Why most localisation testing mistakes happen before the first test
With a checklist and tools in hand, it is worth stepping back to consider where most projects actually go wrong. In our experience working with EU tech and e-commerce clients, the root cause of localisation test failures is rarely a bad test case. It is missing context.
Teams that rush into testing without a complete locale matrix, clearly frozen source strings, or properly engaged subject matter experts for each market are essentially testing on a flawed foundation. No amount of automated tooling fixes a missing legal disclaimer that nobody thought to include in the original scope. The locale matrix integrates requirements into parallel workflows precisely because waiting until the end creates exactly these gaps.
There is also a persistent myth that automation solves localisation failures. It does not. Automation excels at repeatable, rules-based checks. It cannot tell you whether a translated marketing tagline feels alienating to a French audience or whether a German regulatory notice uses the correct legal register. That requires human expertise, market knowledge, and cultural authority.
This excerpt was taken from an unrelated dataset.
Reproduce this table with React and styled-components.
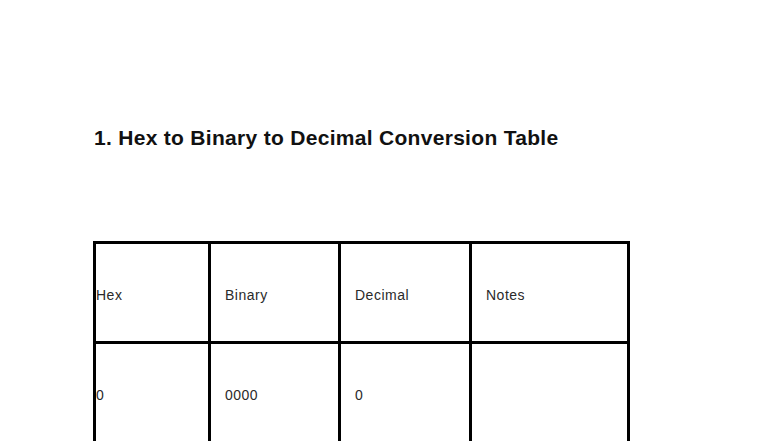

The most resilient localisation programmes we have seen invest heavily in the inputs: local market subject matter experts, thorough documentation, and genuine engagement with language localisation as a strategic discipline rather than a translation afterthought. Teams that treat localisation testing as a process that begins before the first string is translated consistently deliver better outcomes than those that scramble to test a finished product.
The uncomfortable truth is that most budgets are structured the wrong way. More resources at the foundation stage almost always cost less than emergency fixes after a failed launch in a key market.
Streamline localisation testing with expert support
If you are ready to take your localisation testing further, Glocco’s specialist team offers the practical support EU tech and e-commerce managers need. From in-depth localisation testing frameworks built for complex software products to a detailed localisation checklist that covers every critical checkpoint across EU markets, our resources are designed to reduce errors and accelerate time to market. Explore our comprehensive language services solutions to access templates, guidelines, and expert consulting tailored to your industry and target locales. Whether you are managing a single market rollout or a pan-European launch, Glocco provides the structured expertise to keep your localisation programme on track and your users engaged.
Frequently asked questions
What is the main purpose of a localisation testing checklist?
A localisation testing checklist ensures all language, cultural, and legal adaptations in software are verified before launch for each market, helping teams avoid overlooked locale-specific failures that damage user trust.
How does a locale matrix aid localisation testing?
A locale matrix organises requirements for each target market, making it easier to manage unique formats, risks, and compliance checks. It integrates into agile workflows for parallel development and localisation cycles.
What are common pitfalls in localisation testing?
Missing context documentation, incomplete locale coverage, and late market selection often cause overlooked errors that expert testing checklists are specifically designed to prevent.
Is automated testing enough for localisation?
Automated testing covers many standardised checks but can miss cultural nuance and context that manual testing ensures through nuanced, context-aware review by qualified linguists.